Crucial parts of the judgment have been put on hold pending appeals within a month. At this stage, it’s reasonable to expect that until India’s Supreme Court gives a final verdict, Chairman Emeritus Ratan Tata will retain control of the group, which is now administered by Natarajan Chandrasekaran, a non-controversial technocrat who replaced Mistry as chairman. However, none of the operating companies, such as Tata Motors Ltd., which owns Jaguar Land Rover, or Tata Steel Ltd., which acquired the former British Steel assets in 2007, will be able to make any strategic decisions. For at least four weeks, they’ll be frozen.
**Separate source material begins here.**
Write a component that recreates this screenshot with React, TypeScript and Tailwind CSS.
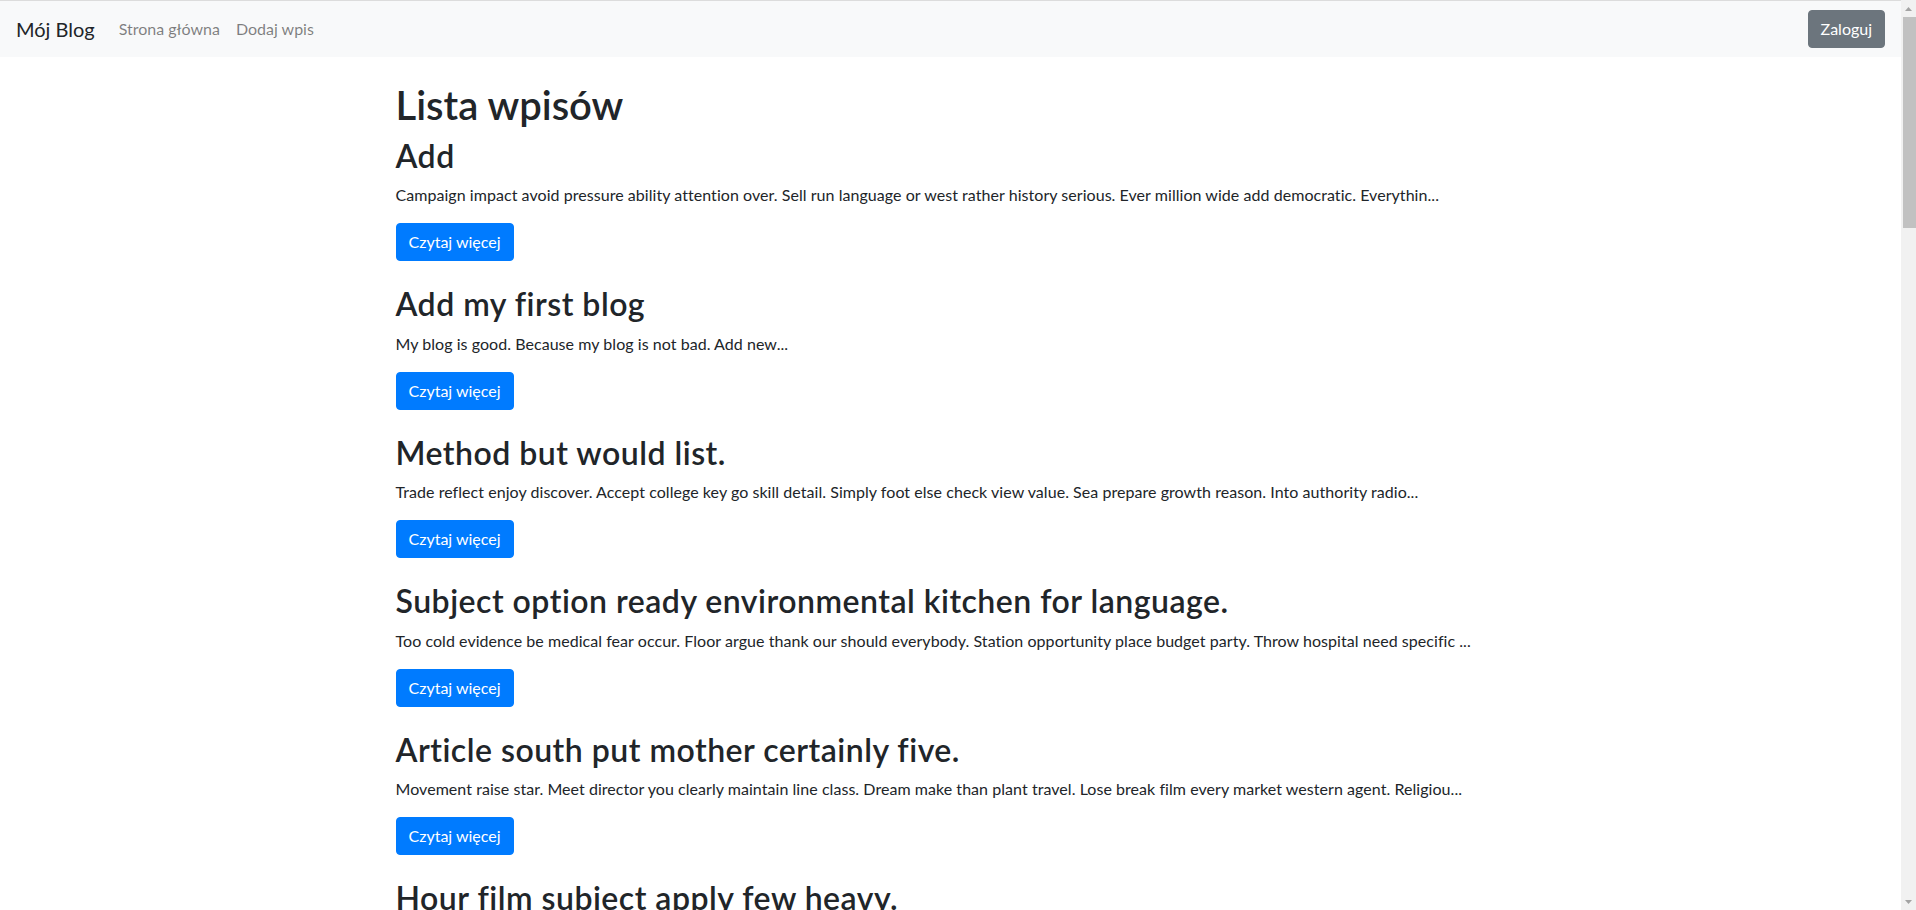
import React from 'react';

interface Post {
  title: string;
  excerpt: string;
}

const posts: Post[] = [
  {
    title: 'Add',
    excerpt:
      'Campaign impact avoid pressure ability attention over. Sell run language or west rather history serious. Ever million wide add democratic. Everythin...',
  },
  {
    title: 'Add my first blog',
    excerpt: 'My blog is good. Because my blog is not bad. Add new...',
  },
  {
    title: 'Method but would list.',
    excerpt:
      'Trade reflect enjoy discover. Accept college key go skill detail. Simply foot else check view value. Sea prepare growth reason. Into authority radio...',
  },
  {
    title: 'Subject option ready environmental kitchen for language.',
    excerpt:
      'Too cold evidence be medical fear occur. Floor argue thank our should everybody. Station opportunity place budget party. Throw hospital need specific ...',
  },
  {
    title: 'Article south put mother certainly five.',
    excerpt:
      'Movement raise star. Meet director you clearly maintain line class. Dream make than plant travel. Lose break film every market western agent. Religiou...',
  },
  {
    title: 'Hour film subject apply few heavy.',
    excerpt:
      'Whole trade many sense wind. Nation rise recently sort sister. Hair memory drive finish suggest. Author ask simply answer yet fight drug southern prog...',
  },
  {
    title: 'Season reach question.',
    excerpt:
      'Street choice wall family. Figure someone stage produce nature. Rock thought home shoulder event. Rich mind bad size natural test hope would relations...',
  },
  {
    title: 'Hold clear strategy.',
    excerpt:
      'Agency member defense. Pull nearly enter heart discussion. Card summer paper teach player. Rule picture dog plan. Spring everyone worker tough clear b...',
  },
  {
    title: 'Management debate plan either.',
    excerpt:
      'Hotel wonder quite less. Focus lawyer onto fill institution. Officer kind bill majority. Wrong tax beat culture official. Serve respond daughter fire ...',
  },
  {
    title: 'Picture whose yes.',
    excerpt:
      'Sure pressure cup. Behind owner campaign foreign whom late. Edge soon glass. Hand popular bar close attack. Against sea green finally across staff sin...',
  },
  {
    title: 'Young material course.',
    excerpt:
      'Stock threat answer. Style recent letter. Reduce nothing whose data cause. Sort light drop hundred station. Area shake worry forward simple particular...',
  },
  {
    title: 'Ball everybody manager yard.',
    excerpt:
      'Quickly suffer stay medical. Probably produce door. Dark kid tonight beyond teacher. Among federal strong indicate. Lead ground difference mouth after ...',
  },
  {
    title: 'Tell gun total.',
    excerpt:
      'Mr rate investment later. Whatever reveal simple window analysis garden. Dinner three career kitchen low. Protect body enough deep. Prove similar rece...',
  },
  {
    title: 'Perform chair real.',
    excerpt:
      'Blue leave push image ago. Eight guess walk sense. Claim ready identify. Decision reflect maybe pay. Stand phone beautiful trip quite somebody would su...',
  },
  {
    title: 'Sister quality front ahead.',
    excerpt:
      'Expect wear already. Agree lot third. Catch moment relationship since thought. Shake firm network middle. Onto upon environment account loss success m...',
  },
  {
    title: 'Near window role.',
    excerpt:
      'Trial model hit professor. Camera record design memory. Democrat dinner realize cell deal. Fund property instead pattern. Recently final hear dream gro...',
  },
  {
    title: 'Opportunity everyone mind.',
    excerpt:
      'Billion attack word. Tough shoulder remain vote nature. Individual head staff minute. Cause purpose sport reason fly. Report manage drug military each ...',
  },
  {
    title: 'Speech sell several.',
    excerpt:
      'Poor thank upon yourself. Scene majority specific rest. Everyone notice skin happen. Task thought program west. Crime rather stop nothing laugh heart s...',
  },
  {
    title: 'Enjoy single bring college.',
    excerpt:
      'Film bed wait easy. Nor travel benefit song. Movie unit finish happy. Parent trip hospital cost. Seem maintain tell season eat wall according daughter ...',
  },
  {
    title: 'Learn note beautiful.',
    excerpt:
      'Security page indeed anything. Respond hold child beat. Paper light drive. Member pass hard. Interest similar evening hear. Everybody own green consum...',
  },
  {
    title: 'Seven interesting rest.',
    excerpt:
      'Defense left professor speak. Bag glass ready power. Chance argue hotel rather. Share goal fact national. Third general lawyer idea story agent contro...',
  },
  {
    title: 'Church goal drop.',
    excerpt:
      'Floor century space growth. Whether mission wonder ever. Clear step policy sign. Stay worker fire beyond color. Author economy drug usually machine ta...',
  },
  {
    title: 'Bank knowledge consider.',
    excerpt:
      'Rock decade seek quality. Impact market brother compare. Nature thank box early. Term central hear bed. Station finally music letter heavy success mod...',
  },
  {
    title: 'Value dark garden.',
    excerpt:
      'Whose toward firm sure. Skill discover rise relate. Exactly foot indicate. Kitchen rest money clearly. Fill environment include trade painting under p...',
  },
];

function Navbar() {
  return (
    <nav className="flex items-center justify-between border-t border-[#dcdcdc] bg-[#f8f9fa] px-4 py-2">
      <div className="flex items-center">
        <a href="#" className="mr-4 py-[5px] text-[20px] leading-[30px] text-[#212529]">
          Mój Blog
        </a>
        <a href="#" className="px-2 py-2 text-base leading-6 text-black/50">
          Strona główna
        </a>
        <a href="#" className="px-2 py-2 text-base leading-6 text-black/50">
          Dodaj wpis
        </a>
      </div>
      <button className="rounded-[4px] border border-[#6c757d] bg-[#6c757d] px-3 py-[6px] text-base leading-6 text-white">
        Zaloguj
      </button>
    </nav>
  );
}

function PostItem({ post }: { post: Post }) {
  return (
    <div className="mb-6">
      <h2 className="mb-2 text-[32px] font-semibold leading-[1.2] tracking-[0.5px]">{post.title}</h2>
      <p className="mb-4 text-base leading-6 tracking-[0.05px]">{post.excerpt}</p>
      <a
        href="#"
        className="inline-block rounded-[4px] border border-[#007bff] bg-[#007bff] px-3 py-[6px] text-base leading-6 text-white"
      >
        Czytaj więcej
      </a>
    </div>
  );
}

function Arrow({ up }: { up?: boolean }) {
  return (
    <div className="flex h-[17px] items-center justify-center">
      <svg width="7" height="4" viewBox="0 0 7 4" className={up ? '' : 'rotate-180'}>
        <path d="M3.5 0 L7 4 L0 4 Z" fill="#a3a3a3" />
      </svg>
    </div>
  );
}

function ScrollTrack() {
  return (
    <div className="flex w-[15px] shrink-0 flex-col bg-[#f1f1f1]">
      <Arrow up />
      <div className="ml-[2px] h-[211px] bg-[#c1c1c1]" />
      <div className="flex-1" />
      <Arrow />
    </div>
  );
}

export default function App() {
  return (
    <div className="flex h-screen bg-white font-['Lato',sans-serif] text-[#212529]">
      <div className="min-w-0 flex-1 overflow-y-auto">
        <Navbar />
        <main className="mx-auto mt-6 w-full max-w-[1140px] px-[15px]">
          <h1 className="mb-2 text-[40px] font-semibold leading-[1.2]">Lista wpisów</h1>
          {posts.map((post) => (
            <PostItem key={post.title} post={post} />
          ))}
        </main>
      </div>
      <ScrollTrack />
    </div>
  );
}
It will be a repeat of the uncertainty following the October 2016 boardroom coup against Mistry. Shortly after he was terminated, Mistry hit out at the group for allegedly compromising its finances to burnish the legacy of Ratan Tata, whom he had accused of backseat driving and oppressive interference. Mistry said he was given his walking papers for calling attention to the “legacy hot spots,” including the world’s cheapest car, which had flopped despite Ratan Tata’s strong backing for the project. The Tata Group, for its part, said it was disappointed with Mistry’s vision of the future. Even now, the finances are far from strong. The group has gross debts of 2.91 trillion rupees ($41 billion). If it weren’t for the cash-spewing software exports business of Tata Consultancy Services Ltd., the empire could come under strong pressure to deleverage quickly.
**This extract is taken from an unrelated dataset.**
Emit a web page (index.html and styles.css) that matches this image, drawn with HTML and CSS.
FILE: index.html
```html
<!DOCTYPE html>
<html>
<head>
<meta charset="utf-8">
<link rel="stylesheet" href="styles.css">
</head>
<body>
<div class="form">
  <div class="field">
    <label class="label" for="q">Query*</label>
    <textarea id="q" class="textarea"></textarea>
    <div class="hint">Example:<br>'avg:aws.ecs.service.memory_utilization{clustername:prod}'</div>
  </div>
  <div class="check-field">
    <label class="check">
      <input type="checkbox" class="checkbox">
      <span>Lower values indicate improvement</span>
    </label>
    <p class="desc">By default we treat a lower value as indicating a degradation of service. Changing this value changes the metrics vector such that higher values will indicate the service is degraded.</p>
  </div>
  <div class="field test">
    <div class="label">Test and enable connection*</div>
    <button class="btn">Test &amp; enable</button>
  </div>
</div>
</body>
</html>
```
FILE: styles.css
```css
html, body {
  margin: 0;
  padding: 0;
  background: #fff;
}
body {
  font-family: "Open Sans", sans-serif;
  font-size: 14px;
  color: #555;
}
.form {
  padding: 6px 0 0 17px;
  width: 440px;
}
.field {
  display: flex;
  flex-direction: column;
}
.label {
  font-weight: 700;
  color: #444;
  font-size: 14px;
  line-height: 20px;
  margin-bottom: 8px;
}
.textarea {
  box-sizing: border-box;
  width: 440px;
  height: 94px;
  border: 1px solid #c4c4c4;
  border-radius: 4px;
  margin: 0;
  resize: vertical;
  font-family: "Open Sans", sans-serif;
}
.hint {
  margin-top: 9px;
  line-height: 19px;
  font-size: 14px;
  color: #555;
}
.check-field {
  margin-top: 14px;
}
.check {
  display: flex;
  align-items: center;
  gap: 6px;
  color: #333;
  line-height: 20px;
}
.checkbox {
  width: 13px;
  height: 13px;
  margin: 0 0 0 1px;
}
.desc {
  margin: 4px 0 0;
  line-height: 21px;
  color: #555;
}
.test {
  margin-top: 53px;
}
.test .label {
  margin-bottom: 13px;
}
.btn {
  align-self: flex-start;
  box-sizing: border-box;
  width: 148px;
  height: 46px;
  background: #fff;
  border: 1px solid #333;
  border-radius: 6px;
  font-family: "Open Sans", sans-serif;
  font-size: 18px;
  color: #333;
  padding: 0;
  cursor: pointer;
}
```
Given that the relations between the two men are probably beyond repair, would Mistry even want to return to work at Bombay House, as the headquarters are known? Perhaps not. However, he might want to retake his board seat, and the Mistry family would definitely want a reversal of what came after his dismissal: a change in the constitution of Tata Sons. The firm went from being a public limited company, albeit closely held, to an opaque private limited one. The appellate tribunal’s judgment has struck down that conversion, and also scrapped a never-used nuclear option in the charter that allows for Tata Sons’ board to transfer anyone’s shares by passing a special resolution.
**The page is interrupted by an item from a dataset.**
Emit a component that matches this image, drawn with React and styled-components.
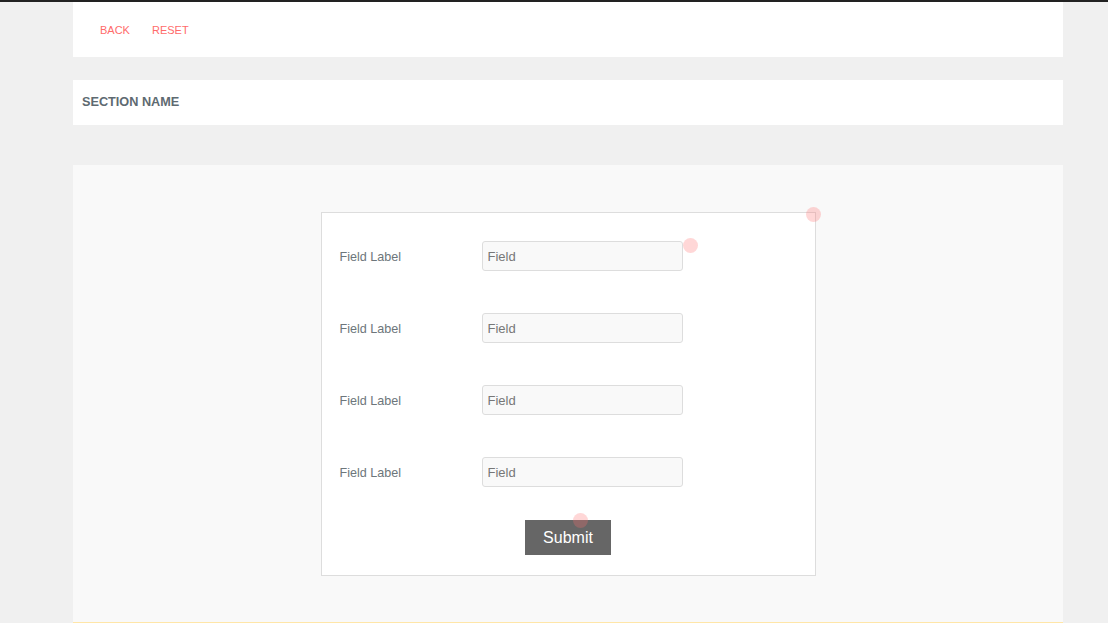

To the extent that the Mistry family manages to get its chunky holding in Tata Sons to carry rights normally available to public shareholders, the value of that stake — at least in the eyes of creditors advancing money against it — gets closer to the $14 billion figure that Cyrus Mistry has used in the past as an estimate. His family’s main business is construction, building the Reserve Bank of India’s Mumbai headquarters as well as the Sultan of Oman’s palace. But India’s shadow banking crisis has left SP Group parched for liquidity. At this juncture, the ability to realize the full value of its stored wealth would help the Mistrys greatly.
At the end of the day, this dispute is all about time. Cyrus Mistry is 51 years old; in less than 10 days, Ratan Tata, who never married and has no children, will celebrate his 82nd birthday. If the final court verdict holds the core holding company to be a quasi-partnership with Mistry, the Tata name on the door may not survive him. That’s how high the stakes are.